字典和类的意外Python行为

Question

class test:
    def __init__(self):
        self.see=0
        self.dic={"1":self.see}

examine=test()
examine.see+=1
print examine.dic["1"]
print examine.see

this has as a result 0 and 1 and it makes no sense why.

    print id(examine.dic["1"])
    print id(examine.see)

they also have different memory addresses

However, if you use the same example but you have an array instead of variable in see. You get the expected output.

Any explanations?

This gives the expected output:

class test:
    def __init__(self):
        self.see=[0]
        self.dic={"1":self.see}

examine=test()
examine.see[0]+=1
print examine.dic["1"][0]
print examine.see[0]

Answer 1

Short answer:

Arrays/ list s are mutable whereas integers/ int s are not.

Answer 2

lists are mutable (they can be changed in place), when you change a list the same object gets updated (the id doesn't change, because a new object is not needed).

Integers are immuable - this means to change the value of something, you have to create a new object, which will have a different id. Strings work the same way and you would have had the same "problem" if you set self.see = 'a' , and then did examine.see += ' b'

>>> a = 'a'
>>> id(a)
3075861968L
>>> z = a
>>> id(z)
3075861968L
>>> a += ' b'
>>> id(a)
3075385776L
>>> id(z)
3075861968L
>>> z
'a'
>>> a
'a b'

In Python, names point to values; and values are managed by Python. The id() method returns a unique identifier of the value and not the name .

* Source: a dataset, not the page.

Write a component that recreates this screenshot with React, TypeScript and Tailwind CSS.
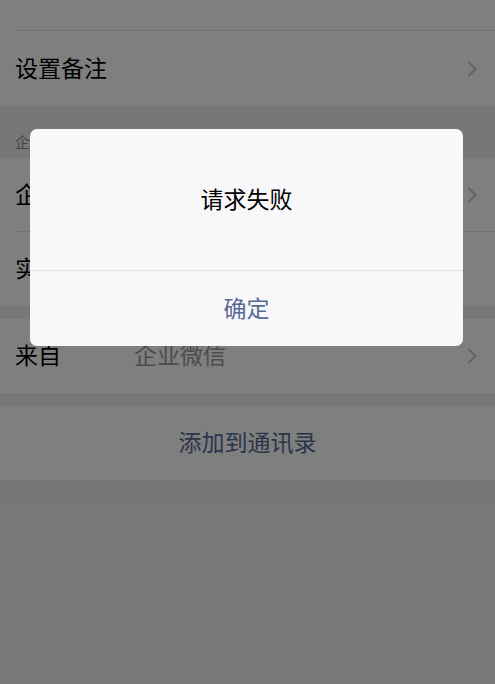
import React from "react";

const Chevron = () => (
  <svg width="10" height="16" viewBox="0 0 10 16" fill="none">
    <path d="M2 1.5 L8.5 8 L2 14.5" stroke="#c7c7cc" strokeWidth="2" strokeLinecap="round" strokeLinejoin="round" />
  </svg>
);

const Row = ({ label, value, chevron = true, border = false, h = "h-[74px]" }: { label: string; value?: string; chevron?: boolean; border?: boolean; h?: string }) => (
  <div className="bg-white pl-[15px]">
    <div className={`flex ${h} items-center pr-[18px] ${border ? "border-b border-[#e5e5e5]" : ""}`}>
      <span className="w-[119px] pb-[3px] text-[23px] text-black">{label}</span>
      <span className="flex-1 pb-[3px] text-[23px] text-[#999]">{value}</span>
      {chevron && <Chevron />}
    </div>
  </div>
);

export default function App() {
  return (
    <div className="relative h-[684px] w-[495px] overflow-hidden bg-[#efeff4]" style={{ fontFamily: '"Noto Sans CJK SC", "Noto Sans", sans-serif' }}>
      <div className="flex flex-col">
        <div className="bg-white pl-[15px]">
          <div className="h-[31px] border-b border-[#e5e5e5]" />
        </div>
        <Row label="设置备注" h="h-[75px]" />
        <div className="flex h-[52px] items-end pb-[5px] pl-[15px] text-[15px] text-[#888]">企业信息</div>
        <div className="bg-white">
          <Row label="企业" border />
          <Row label="实名" chevron={false} />
        </div>
        <div className="h-[13px]" />
        <Row label="来自" value="企业微信" />
        <div className="h-[13px]" />
        <div className="flex h-[74px] items-center justify-center bg-white pb-[3px] text-[23px] text-[#576b95]">添加到通讯录</div>
      </div>

      <div className="absolute inset-0 bg-black/50">
        <div className="absolute left-[30px] top-[129px] w-[433px] overflow-hidden rounded-[7px] bg-[#f8f7fa]">
          <div className="flex h-[141px] items-center justify-center pb-[3px] text-[23px] text-black">请求失败</div>
          <div className="h-px bg-[#e1e0e5]" />
          <div className="flex h-[75px] items-center justify-center pb-[3px] text-[23px] text-[#576b95]">确定</div>
        </div>
      </div>
    </div>
  );
}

Any number of names can point to the same value . This means, you can have multiple names that are all linked to the same id.

When you first create your class object, the name see is pointing to the value of an integer object, and that object's value is 1 . Then, when you create your class dic , the "1" key is now pointing to the same object that see was pointing to; which is 1 .

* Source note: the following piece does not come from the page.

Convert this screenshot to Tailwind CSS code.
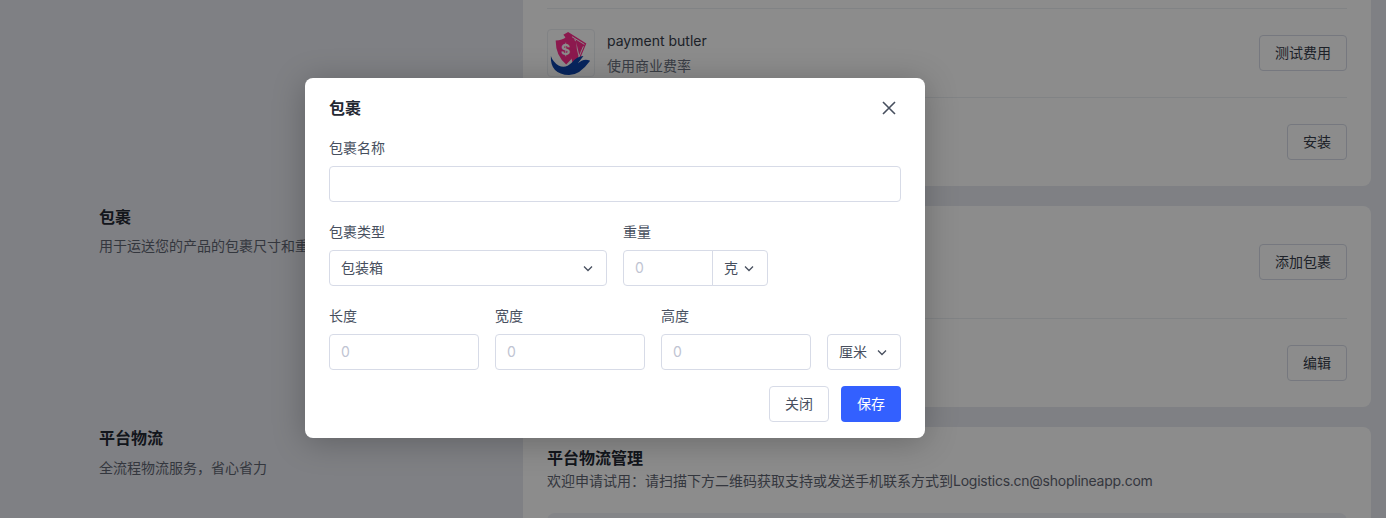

Since 1 (an object of type integer) is immutable - whenever you update it, the original object is replaced and a new object is created - this is why the return value of id() changes.

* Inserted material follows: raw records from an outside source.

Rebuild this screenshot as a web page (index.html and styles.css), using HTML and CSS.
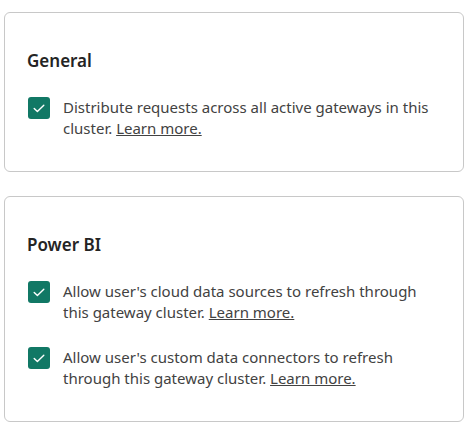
FILE: index.html
```html
<!DOCTYPE html>
<html lang="en">
<head>
    <meta charset="UTF-8">
    <meta name="viewport" content="width=device-width, initial-scale=1.0">
    <title>Gateway cluster settings</title>
    <link rel="stylesheet" href="styles.css">
</head>
<body>
    <div class="page">
        <div class="card">
            <h2>General</h2>
            <div class="option">
                <span class="check">
                    <svg viewBox="0 0 22 22" width="22" height="22"><polyline points="6.2,11.4 9.4,14.6 15.8,8.2"/></svg>
                </span>
                <p>Distribute requests across all active gateways in this cluster. <a href="#">Learn more.</a></p>
            </div>
        </div>

        <div class="card">
            <h2>Power BI</h2>
            <div class="option">
                <span class="check">
                    <svg viewBox="0 0 22 22" width="22" height="22"><polyline points="6.2,11.4 9.4,14.6 15.8,8.2"/></svg>
                </span>
                <p>Allow user's cloud data sources to refresh through this gateway cluster. <a href="#">Learn more.</a></p>
            </div>
            <div class="option">
                <span class="check">
                    <svg viewBox="0 0 22 22" width="22" height="22"><polyline points="6.2,11.4 9.4,14.6 15.8,8.2"/></svg>
                </span>
                <p>Allow user's custom data connectors to refresh through this gateway cluster. <a href="#">Learn more.</a></p>
            </div>
        </div>
    </div>
</body>
</html>
```

FILE: styles.css
```css
body {
    font-family: "Noto Sans", "Open Sans", Arial, sans-serif;
    background-color: #ffffff;
    color: #424242;
    margin: 0;
    padding: 0;
}
.page {
    display: flex;
    flex-direction: column;
    gap: 24px;
    padding: 12px 0 0 4px;
}
.card {
    box-sizing: border-box;
    width: 460px;
    border: 1px solid #c8c8c8;
    border-radius: 6px;
    padding: 36px 22px 32px 22px;
    display: flex;
    flex-direction: column;
    gap: 24px;
}
h2 {
    margin: 0;
    font-size: 17px;
    line-height: 24px;
    font-weight: 600;
    color: #242424;
}
.option {
    display: flex;
    align-items: flex-start;
    gap: 13px;
}
.check {
    flex: none;
    width: 22px;
    height: 22px;
    margin-left: 1px;
    border-radius: 3px;
    background-color: #117865;
    display: flex;
}
.check polyline {
    fill: none;
    stroke: #ffffff;
    stroke-width: 1.4;
    stroke-linecap: round;
    stroke-linejoin: round;
}
.option p {
    margin: 0;
    font-size: 15px;
    line-height: 21px;
}
.option a {
    color: #424242;
    text-decoration: underline;
}
```
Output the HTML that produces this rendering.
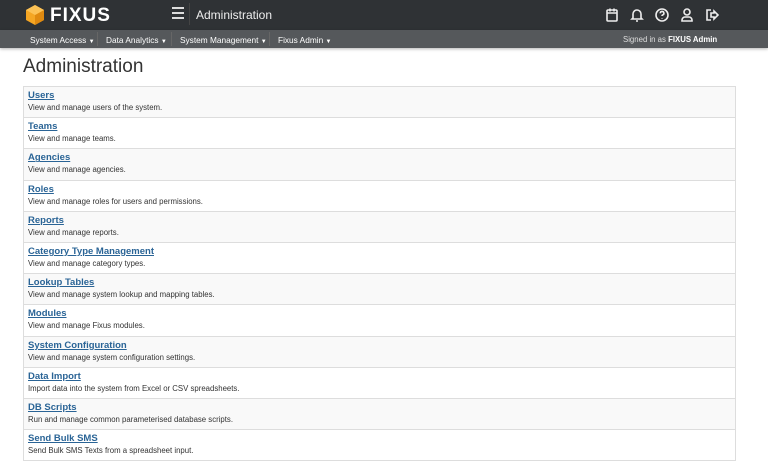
<!DOCTYPE html>
<html><head><meta charset="utf-8"><style>
*{margin:0;padding:0;box-sizing:border-box}
body{width:768px;height:473px;overflow:hidden;background:#fff;font-family:"Liberation Sans",Arial,sans-serif}
.top{height:30px;background:#2f3235;position:relative;color:#fff}
.logo{position:absolute;left:24px;top:4px}
.brand{position:absolute;left:50px;top:5px;font-size:19px;font-weight:bold;letter-spacing:1px}
.ham{position:absolute;left:172px;top:7px;width:12px}
.ham i{display:block;height:2px;background:#ddd;margin-bottom:3px}
.sep{position:absolute;left:189px;top:3px;width:1px;height:22px;background:#444}
.ttl{position:absolute;left:196px;top:8px;font-size:12px;color:#eee}
.icons{position:absolute;right:48px;top:7px;display:flex;gap:9px}
.icons svg{width:16px;height:16px;stroke:#eee;fill:none;stroke-width:1.6}
.nav{height:18px;background:#55585b;color:#fff;font-size:8.3px;position:relative;box-shadow:0 1px 3px rgba(0,0,0,.3)}
.nav span{position:absolute;top:4.5px}
.nav small{font-size:6px}
.nav .d{position:absolute;top:2px;width:1px;height:14px;background:#666}
h1{font-weight:normal;font-size:19px;color:#333;position:absolute;left:23px;top:56px}
table{position:absolute;left:23px;top:86px;width:713px;border-collapse:collapse;border:1px solid #ddd}
td{height:31.2px;border-top:1px solid #ddd;padding:3px 4px 0;vertical-align:top}
tr:nth-child(odd) td{background:#f9f9f9}
a{font-size:9.5px;font-weight:bold;color:#2a6496;text-decoration:underline;display:block;line-height:12px}
p{font-size:7.8px;color:#333;margin-top:1px}
</style></head><body>
<div class="top">
<svg class="logo" width="22" height="22" viewBox="0 0 22 22"><polygon points="11,1 20,6 20,16 11,21 2,16 2,6" fill="#f5a623"/><polygon points="11,11 20,6 20,16 11,21" fill="#e08a10"/><polygon points="11,11 2,6 11,1 20,6" fill="#fcc256"/></svg>
<div class="brand">FIXUS</div>
<div class="ham"><i></i><i></i><i></i></div>
<div class="sep"></div>
<div class="ttl">Administration</div>
<div class="icons">
<svg viewBox="0 0 16 16"><rect x="3" y="3" width="10" height="11" rx="1"/><path d="M3 6h10M6 1.5v3M10 1.5v3"/></svg>
<svg viewBox="0 0 16 16"><path d="M4 11V7a4 4 0 0 1 8 0v4l1 1H3zM7 14h2"/></svg>
<svg viewBox="0 0 16 16"><circle cx="8" cy="8" r="6"/><path d="M6.3 6.3a1.8 1.8 0 1 1 2.3 1.7c-.5.2-.6.5-.6 1M8 11v.5"/></svg>
<svg viewBox="0 0 16 16"><circle cx="8" cy="5" r="3"/><path d="M3 14v-1a3 3 0 0 1 3-3h4a3 3 0 0 1 3 3v1z"/></svg>
<svg viewBox="0 0 16 16"><path d="M7 3H3v10h4M7 6h3V4l4 4-4 4v-2H7z"/></svg>
</div>
</div>
<div class="nav">
<span style="left:30px">System Access <small>▼</small></span><div class="d" style="left:97px"></div>
<span style="left:106px">Data Analytics <small>▼</small></span><div class="d" style="left:171px"></div>
<span style="left:180px">System Management <small>▼</small></span><div class="d" style="left:269px"></div>
<span style="left:278px">Fixus Admin <small>▼</small></span>
<span style="left:623px;color:#ddd;font-size:7.8px">Signed in as <b style="color:#fff">FIXUS Admin</b></span>
</div>
<h1>Administration</h1>
<table>
<tr><td><a>Users</a><p>View and manage users of the system.</p></td></tr>
<tr><td><a>Teams</a><p>View and manage teams.</p></td></tr>
<tr><td><a>Agencies</a><p>View and manage agencies.</p></td></tr>
<tr><td><a>Roles</a><p>View and manage roles for users and permissions.</p></td></tr>
<tr><td><a>Reports</a><p>View and manage reports.</p></td></tr>
<tr><td><a>Category Type Management</a><p>View and manage category types.</p></td></tr>
<tr><td><a>Lookup Tables</a><p>View and manage system lookup and mapping tables.</p></td></tr>
<tr><td><a>Modules</a><p>View and manage Fixus modules.</p></td></tr>
<tr><td><a>System Configuration</a><p>View and manage system configuration settings.</p></td></tr>
<tr><td><a>Data Import</a><p>Import data into the system from Excel or CSV spreadsheets.</p></td></tr>
<tr><td><a>DB Scripts</a><p>Run and manage common parameterised database scripts.</p></td></tr>
<tr><td><a>Send Bulk SMS</a><p>Send Bulk SMS Texts from a spreadsheet input.</p></td></tr>
</table>
</body></html>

Python is smart enough to know that there are some other names pointing to the "old" value, and so it keeps that around in memory.

However, now you have two objects; and the dictionary is still pointing to the "old" one, and see is now pointing to the new one.

When you use a list, Python doesn't need to create a new object because it can modify a list without destroying it; because lists are mutable. Now when you create a list and point two names to it, both the names are pointing to the same object. When you update this object (by adding a value, or deleting a value or changing its value) the same object is updated - and so everything pointing to it will get the "updated" value.

Answer 3

examine.dic["1"] and examine.see do indeed have different locations, even if the former's initial value is copied from the latter.

With your case of using an array, you're not changing the value of examine.see : you're instead changing examine.see[0] , which is changing the content of the array it points to (which is aliased to examine.dic["1"] ).

Answer 4

When you do self.dic={"1":self.see} , the dict value is set to the value of self.see at that moment. When you later do examine.see += 1 , you set examine.see to a new value. This has no effect on the dict because the dict was set to the value of self.see ; it does not know to "keep watching" the name self.see to see if is pointing to a different value.

If you set self.see to a list, and then do examine.see += [1] , you are not setting examine.see to a new value, but are changing the existing value. This will be visible in the dict, because, again, the dict is set to the value , and that value can change.

The thing is that sometimes a += b sets a to a new value, and sometimes it changes the existing value. Which one happens depends on the type of a ; you need to know what examine.see is to know what examine.see += something does.

Answer 5

Others have addressed the mutability/boxing question. What you seem to be asking for is late binding . This is possible, but a little counterintuitive and there's probably a better solution to your underlying problem… if we knew what it was.

class test:
  @property
  def dic(self):
    self._dic.update({'1': self.see})
    return self._dic
  def __init__(self):
    self.see = 0
    self._dic = {}

>>> ex=test()
>>> ex.see
0
>>> ex.see+=1
>>> ex.see
1
>>> ex.dic
{'1': 1}
>>> ex.see+=1
>>> ex.dic
{'1': 2}

In fact, in this contrived example it's even a little dangerous because returning self._dic the consumer could modify the dict directly. But that's OK, because you don't need to do this in real life. If you want the value of self.see , just get the value of self.see .

In fact, it looks like this is what you want:

class test:
  _see = 0
  @property
  def see(self):
    self._see+=1
    return self._see

or, you know, just itertools.count() :P

Answer 6

This solution worked for me. Feel free to use it.

class integer:
    def __init__(self, integer):
        self.value=integer
    def plus(self):
        self.value=self.value+1
    def output(self):
        return self.value

The solution replaces the mutable type int with a class whose address is used as reference. Furthermore you can make changes to the class object and the changes apply to what the dictionary points. It is somewhat a pointer/datastructure.